- [Task details]
Reproduce the listing below exactly, beginning with its first line and ending with the line that holds "import React from 'react';"; pictures are not part of the copy.

- [Data provided]
════════
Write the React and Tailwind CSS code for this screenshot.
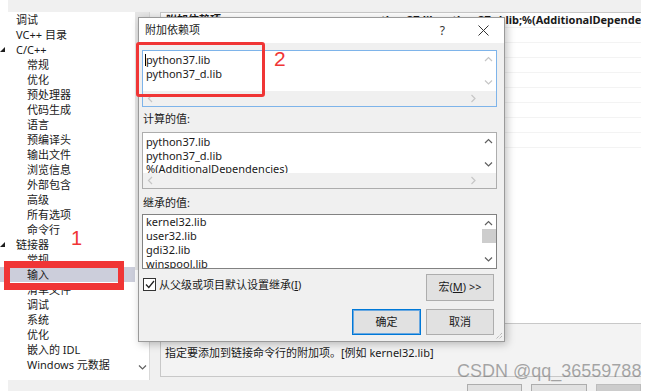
import React from 'react';

const TREE = [
  { t: '调试', l: 0 },
  { t: 'VC++ 目录', l: 0 },
  { t: 'C/C++', l: 0, open: true },
  { t: '常规', l: 1 },
  { t: '优化', l: 1 },
  { t: '预处理器', l: 1 },
  { t: '代码生成', l: 1 },
  { t: '语言', l: 1 },
  { t: '预编译头', l: 1 },
  { t: '输出文件', l: 1 },
  { t: '浏览信息', l: 1 },
  { t: '外部包含', l: 1 },
  { t: '高级', l: 1 },
  { t: '所有选项', l: 1 },
  { t: '命令行', l: 1 },
  { t: '链接器', l: 0, open: true },
  { t: '常规', l: 1 },
  { t: '输入', l: 1, sel: true },
  { t: '清单文件', l: 1 },
  { t: '调试', l: 1 },
  { t: '系统', l: 1 },
  { t: '优化', l: 1 },
  { t: '嵌入的 IDL', l: 1 },
  { t: 'Windows 元数据', l: 1 },
];

const PROPS = [
  { n: '附加依赖项', v: 'python37.lib;python37_d.lib;%(AdditionalDependencies)', bold: true },
  { n: '忽略所有默认库', v: '' },
  { n: '忽略特定默认库', v: '' },
  { n: '模块定义文件', v: '' },
  { n: '将模块添加到程序集', v: '' },
  { n: '嵌入托管资源文件', v: '' },
  { n: '强制符号引用', v: '' },
  { n: '延迟加载的 DLL', v: '' },
  { n: '程序集链接资源', v: '' },
];

function Chevron({ dir, color }) {
  const vertical = dir === 'up' || dir === 'down';
  const d = {
    up: 'M1 5 L4.5 1.5 L8 5',
    down: 'M1 1.5 L4.5 5 L8 1.5',
    left: 'M5 1 L1.5 4.5 L5 8',
    right: 'M1.5 1 L5 4.5 L1.5 8',
  }[dir];
  return (
    <svg width={vertical ? 9 : 7} height={vertical ? 7 : 9} viewBox={vertical ? '0 0 9 7' : '0 0 7 9'}>
      <path d={d} fill="none" stroke={color} strokeWidth="1.2" />
    </svg>
  );
}

function ListBox({ lines, border, h, vColor, hColor, thumb, hbar, leading, pt }) {
  return (
    <div className={`w-[355px] border ${border} flex flex-col bg-white`} style={{ height: h }}>
      <div className="flex flex-1 min-h-0">
        <div className="flex-1 overflow-hidden pl-[3px] whitespace-nowrap text-[#1a1a1a]" style={{ paddingTop: pt, lineHeight: leading }}>
          {lines.map((l, i) => (
            <div key={i} className="relative">
              {i === 0 && hbar === 'caret' && <span className="absolute left-[-1px] top-[1px] w-px h-[12px] bg-black" />}
              {l}
            </div>
          ))}
        </div>
        <div className="w-[15px] flex flex-col items-center justify-between py-[5px] bg-white">
          <Chevron dir="up" color={vColor} />
          {thumb && <div className="w-[14px] h-[14px] bg-[#cdcdcd] mb-auto ml-[1px] mt-[2px]" />}
          <Chevron dir="down" color={vColor} />
        </div>
      </div>
      {hbar && (
        <div className="h-[15px] flex">
          <div className="flex-1 flex items-center justify-between px-[4px] bg-[#f0f0f0]">
            <Chevron dir="left" color={hColor} />
            <Chevron dir="right" color={hColor} />
          </div>
          <div className="w-[15px] bg-[#f0f0f0]" />
        </div>
      )}
    </div>
  );
}

function Dialog() {
  return (
    <div className="absolute left-[138px] top-[17px] w-[367px] h-[325px] border border-[#9a9a9a] bg-[#f0f0f0] shadow-[2px_2px_8px_rgba(0,0,0,0.25)] flex flex-col text-[11px]">
      <div className="h-[25px] bg-white flex items-center pl-[6px] shrink-0">
        <span className="text-[#1a1a1a]">附加依赖项</span>
        <span className="ml-auto mr-[33px] text-[12px] text-[#333]">?</span>
        <svg width="11" height="11" viewBox="0 0 11 11" className="mr-[15px]">
          <path d="M0.5 0.5 L10.5 10.5 M10.5 0.5 L0.5 10.5" stroke="#333" strokeWidth="1" />
        </svg>
      </div>
      <div className="flex flex-col pl-[3px] pr-[7px]">
        <div className="mt-[7px]">
          <ListBox
            lines={['python37.lib', 'python37_d.lib']}
            border="border-[#7eb4ea]"
            h={57}
            vColor="#c6c6c6"
            hColor="#c6c6c6"
            hbar="caret"
            leading="13.5px"
            pt={2}
          />
        </div>
        <div className="mt-[5px] h-[14px] leading-[14px] pl-[1px] text-[#1a1a1a]">计算的值:</div>
        <div className="mt-[6px]">
          <ListBox
            lines={['python37.lib', 'python37_d.lib', '%(AdditionalDependencies)']}
            border="border-[#adadad]"
            h={57}
            vColor="#606060"
            hColor="#c6c6c6"
            hbar
            leading="13.5px"
            pt={2}
          />
        </div>
        <div className="mt-[7px] h-[14px] leading-[14px] pl-[1px] text-[#1a1a1a]">继承的值:</div>
        <div className="mt-[4px]">
          <ListBox
            lines={['kernel32.lib', 'user32.lib', 'gdi32.lib', 'winspool.lib']}
            border="border-[#828282]"
            h={55}
            vColor="#606060"
            thumb
            leading="14px"
            pt={0}
          />
        </div>
        <div className="mt-[5px] flex items-start pr-[3px]">
          <div className="mt-[4px] ml-[1px] w-[13px] h-[13px] border border-[#333] bg-white flex items-center justify-center">
            <svg width="10" height="9" viewBox="0 0 10 9">
              <path d="M1 4.5 L3.8 7.5 L9 1" fill="none" stroke="#222" strokeWidth="1.3" />
            </svg>
          </div>
          <span className="ml-[3px] mt-[4px] leading-[14px] text-[#1a1a1a]">
            从父级或项目默认设置继承(<span className="underline">I</span>)
          </span>
          <div className="ml-auto w-[68px] h-[27px] bg-[#e1e1e1] border border-[#adadad] flex items-center justify-center text-[#1a1a1a]">
            宏(<span className="underline">M</span>)&nbsp;&gt;&gt;
          </div>
        </div>
        <div className="mt-[8px] flex justify-end gap-[5px] pr-[3px]">
          <div className="w-[69px] h-[26px] bg-[#e1e1e1] border border-[#0078d7] shadow-[inset_0_0_0_1px_#6aa8e0] flex items-center justify-center text-[#1a1a1a]">确定</div>
          <div className="w-[68px] h-[26px] bg-[#e1e1e1] border border-[#adadad] flex items-center justify-center text-[#1a1a1a]">取消</div>
        </div>
      </div>
      <svg width="9" height="9" viewBox="0 0 9 9" className="absolute right-[1px] bottom-[1px]">
        <path d="M8 2 L2 8 M8 5 L5 8" stroke="#a0a0a0" strokeWidth="1" strokeDasharray="1 1" />
      </svg>
    </div>
  );
}

export default function App() {
  return (
    <div className="relative w-[662px] h-[391px] bg-white overflow-hidden font-['Noto_Sans','Noto_Sans_CJK_SC',sans-serif] text-[11px] text-[#1a1a1a]">
      <div className="ml-[8px] w-[633px] h-[391px] bg-[#f0f0f0] flex flex-col">
        <div className="pt-[12px] flex items-start">
          {/* tree */}
          <div className="-ml-[8px] w-[150px] h-[368px] bg-white flex border-r border-[#d9d9d9]">
            <div className="flex-1 flex flex-col">
              {TREE.map((it, i) => (
                <div
                  key={i}
                  className={`h-[15px] leading-[15px] flex items-center whitespace-nowrap ${it.sel ? 'bg-[#cccedb]' : ''}`}
                >
                  <div className="w-[16px] shrink-0 flex items-center">
                    {it.open && (
                      <svg width="5" height="5" viewBox="0 0 5 5">
                        <path d="M5 0 L5 5 L0 5 Z" fill="#1e1e1e" />
                      </svg>
                    )}
                  </div>
                  <span className={it.l === 1 ? 'ml-[11px]' : ''}>{it.t}</span>
                </div>
              ))}
            </div>
            <div className="w-[14px] flex flex-col items-center bg-white">
              <div className="w-[14px] h-[258px] bg-[#e6e6e6]" />
              <div className="mt-auto mb-[9px]">
                <Chevron dir="down" color="#606060" />
              </div>
            </div>
          </div>
          {/* right side */}
          <div className="ml-[10px] w-[481px] flex flex-col">
            <div className="h-[311px] bg-white border-t border-l border-[#c8c8c8] flex flex-col">
              {PROPS.map((p, i) => (
                <div key={i} className="h-[15px] flex border-b border-[#f3f3f3] whitespace-nowrap leading-[14px] overflow-hidden">
                  <div className={`w-[204px] shrink-0 pl-[5px] ${p.bold ? 'font-bold' : ''}`}>{p.n}</div>
                  <div className={`flex-1 pl-[3px] ${p.bold ? 'font-bold' : ''}`}>{p.v}</div>
                </div>
              ))}
            </div>
            <div className="h-[54px] border border-r-0 border-[#c8c8c8] bg-[#f3f3f3] pl-[4px] pt-[2px] leading-[14px]">
              <div className="font-bold">附加依赖项</div>
              <div className="mt-[6px]">指定要添加到链接命令行的附加项。[例如 kernel32.lib]</div>
            </div>
          </div>
        </div>
        <div className="mt-[4px] flex justify-end gap-[9px]">
          <div className="w-[55px] h-[20px] bg-[#e1e1e1] border border-[#adadad]" />
          <div className="w-[56px] h-[20px] bg-[#e1e1e1] border border-[#adadad]" />
          <div className="w-[45px] h-[20px] bg-[#cccccc] border border-[#bdbdbd]" />
        </div>
      </div>

      <Dialog />

      {/* annotations */}
      <div className="absolute left-[4px] top-[261px] w-[120px] h-[29px] border-x-[6px] border-y-[7px] border-[#f03535]" />
      <div className="absolute left-[71px] top-[226px] text-[20px] leading-[24px] text-[#f03535] font-['Liberation_Sans',sans-serif]">1</div>
      <div className="absolute left-[136px] top-[42px] w-[129px] h-[55px] border-[3px] border-[#f03535] rounded-[3px]" />
      <div className="absolute left-[274px] top-[46px] text-[21px] leading-[25px] text-[#f03535] font-['Liberation_Sans',sans-serif]">2</div>

      <div className="absolute left-[457px] top-[360px] text-[18px] leading-[22px] text-[rgba(110,110,110,0.6)] font-['Liberation_Sans',sans-serif] whitespace-nowrap">
        CSDN @qq_36559788
      </div>
    </div>
  );
}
════════
- [Full solution]
Write the React and Tailwind CSS code for this screenshot.
import React from 'react';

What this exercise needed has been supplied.